The FDA rules don’t seem to follow the science
Two recent meta-analyses of all published studies concluded that replacing saturated fat with polyunsaturated fat or carbohydrates didn’t affect all-cause mortality, deaths due to cardiovascular disease, or the incidence of nonfatal heart attacks.
As a result, researchers have largely abandoned the “all saturated fats are bad” hypothesis and embraced the “good fats, bad fats” theory. Nevertheless, some question the advantages of n-6 polyunsaturated fats since their consumption seems to promote the development of diabetes. But, the proposed FDA food labeling doesn’t consider this.
Researchers debunked most claims about the harmful health effects of salt years ago. Studies have shown that salt consumption doesn’t influence blood pressure. Reducing salt intake doesn’t reduce the risk of heart attacks, stroke, or overall mortality. Some studies even found that low-salt diets increased the risk of overall mortality. The FDA’s proposed labeling rules fail to reflect these findings.
The FDA’s proposed labeling rules about added sugar also don’t reflect the science. Right now, the evidence regarding the effects of added sugar on any health measure remains inconsistent.
For example, scientists agree that added sugars can promote dental issues in children, and drinking sweetened beverages can promote weight gain. However, recent studies have been unable to find a link between added sugars and cardiovascular disease. One study found that people who ate nutritious foods with added sugar lived longer than those who avoided added sugar. The FDA’s proposed labeling rules don’t acknowledge the debate about the effects of added sugar.

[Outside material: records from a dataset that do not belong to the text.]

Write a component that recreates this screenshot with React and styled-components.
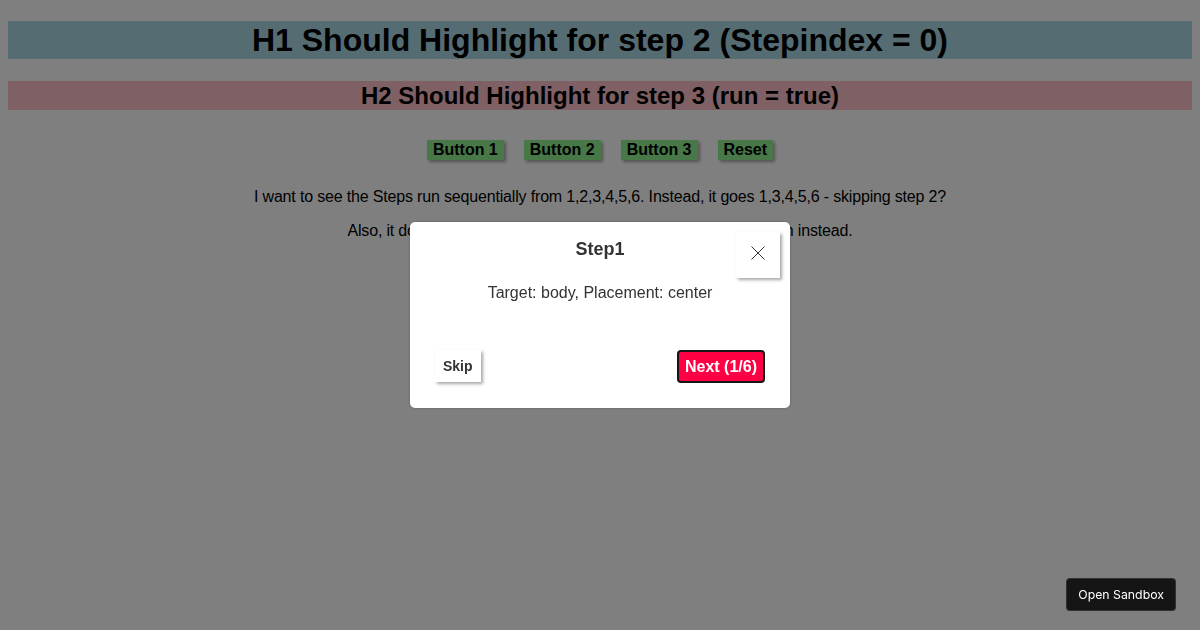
import styled, { createGlobalStyle } from "styled-components";

const GlobalStyle = createGlobalStyle`
  html, body {
    background: #fff;
  }
  body {
    margin: 0 8px 8px;
    font-family: "Liberation Sans", Arial, sans-serif;
    color: #000;
  }
`;

const Heading1 = styled.h1`
  background: lightblue;
  text-align: center;
  font-size: 32px;
  line-height: 38px;
  margin: 21.44px 0;
`;

const Heading2 = styled.h2`
  background: pink;
  text-align: center;
  font-size: 24px;
  line-height: 29px;
  margin: 19.92px 0;
`;

const Controls = styled.div`
  text-align: center;
  padding-bottom: 2px;
`;

// every button in the demo shares the same look
const Btn = styled.button`
  font-family: "Liberation Sans", Arial, sans-serif;
  font-weight: bold;
  font-size: 16px;
  margin: 10px;
  border: none;
  cursor: pointer;
  box-shadow: 2px 2px 3px rgba(0, 0, 0, 0.35);
`;

const StepButton = styled(Btn)`
  background: lightgreen;
  color: #000;
  padding: 1px 6px;
  line-height: 18.4px;
`;

const Note = styled.p`
  text-align: center;
  font-size: 16px;
  letter-spacing: -0.17px;
  margin: 16px 0;
`;

const Overlay = styled.div`
  position: fixed;
  inset: 0;
  background: rgba(0, 0, 0, 0.5);
  display: flex;
  align-items: center;
  justify-content: center;
`;

const Tooltip = styled.div`
  position: relative;
  width: 380px;
  box-sizing: border-box;
  padding: 15px;
  background: #fff;
  border-radius: 5px;
  color: #333;
  font-size: 16px;
  line-height: 1.4;
  text-align: center;
  box-shadow: 0 0 3px rgba(0, 0, 0, 0.25);
`;

const Title = styled.h4`
  margin: 0;
  font-size: 18px;
  font-weight: bold;
`;

const Content = styled.div`
  padding: 20px 10px;
`;

const Footer = styled.div`
  margin-top: 15px;
  display: flex;
  align-items: center;
  justify-content: space-between;
`;

const SkipButton = styled(Btn)`
  background: #fff;
  color: #333;
  font-size: 14px;
  line-height: 16px;
  padding: 8px;
`;

const NextButton = styled(Btn)`
  background: #ff0044;
  color: #fff;
  border: 2px solid #161616;
  border-radius: 4px;
  padding: 6px;
  line-height: 17px;
  box-shadow: none;
`;

const CloseButton = styled(Btn)`
  position: absolute;
  top: 0;
  right: 0;
  background: #fff;
  padding: 14px 15px 18px;
  line-height: 0;
  svg {
    display: block;
  }
`;

const SandboxLink = styled.a`
  position: fixed;
  right: 24px;
  bottom: 19px;
  display: flex;
  align-items: center;
  height: 33px;
  box-sizing: border-box;
  padding: 0 11px;
  background: #151515;
  border: 1px solid rgba(255, 255, 255, 0.12);
  border-radius: 4px;
  color: #fff;
  font-family: Inter, "Liberation Sans", sans-serif;
  font-size: 12.3px;
  text-decoration: none;
`;

function CloseIcon() {
  return (
    <svg width="14" height="14" viewBox="0 0 14 14">
      <path d="M0.5 0.5 L13.5 13.5 M13.5 0.5 L0.5 13.5" stroke="#333" strokeWidth="1" fill="none" />
    </svg>
  );
}

export default function App() {
  return (
    <>
      <GlobalStyle />
      <Heading1>H1 Should Highlight for step 2 (Stepindex = 0)</Heading1>
      <Heading2>H2 Should Highlight for step 3 (run = true)</Heading2>
      <Controls>
        <StepButton>Button 1</StepButton>
        <StepButton>Button 2</StepButton>
        <StepButton>Button 3</StepButton>
        <StepButton>Reset</StepButton>
      </Controls>
      <Note>
        I want to see the Steps run sequentially from 1,2,3,4,5,6. Instead, it goes 1,3,4,5,6 - skipping step 2?
      </Note>
      <Note>Also, it doesn't highlight the H1 on step 2, it shows on the screen instead.</Note>

      <Overlay>
        <Tooltip>
          <CloseButton aria-label="Close">
            <CloseIcon />
          </CloseButton>
          <Title>Step1</Title>
          <Content>Target: body, Placement: center</Content>
          <Footer>
            <SkipButton>Skip</SkipButton>
            <NextButton>Next (1/6)</NextButton>
          </Footer>
        </Tooltip>
      </Overlay>

      <SandboxLink href="#">Open Sandbox</SandboxLink>
    </>
  );
}
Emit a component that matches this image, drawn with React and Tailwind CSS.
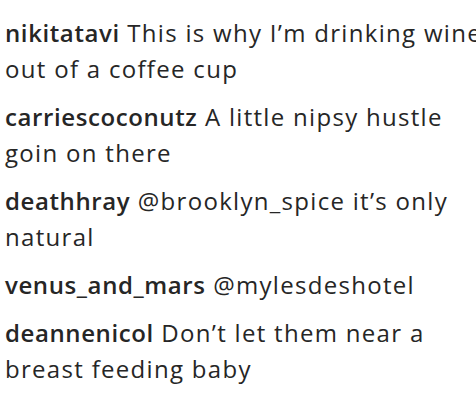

Others claim the Human Foods Program isn’t enough
In contrast, the Center for Science in the Public Interest, the Association of SNAP Nutrition Education Administrators, the Association of State Public Health Nutritionists, and the American Heart Association pushed for an even more draconian food labeling system. These groups want the FDA to institute a graphic “warning system” like the one used in Chile, where any single serving of food that exceeds specific calorie, saturated fat, sodium, and added sugar content must put a sizeable black “STOP” sign on the front of the package to scare consumers away.
“While the FDA’s proposed definition of ‘healthy’ is an improvement, the term is best understood as a marketing claim, and a voluntary one at that,” CSPI senior policy scientist Eva Greenthal explained. “Companies are already skilled at marketing the purported health benefits of their products. But what about the information they don’t want you to know? FDA should focus on mandatory measures to ensure companies highlight both the nutritional benefits and drawbacks of their products.”
FDA officials have conceded that labeling some foods as healthy is unlikely to affect the choices of most consumers. But the agency has, at least so far, rejected the idea of putting graphic warnings on foods it deems unhealthy.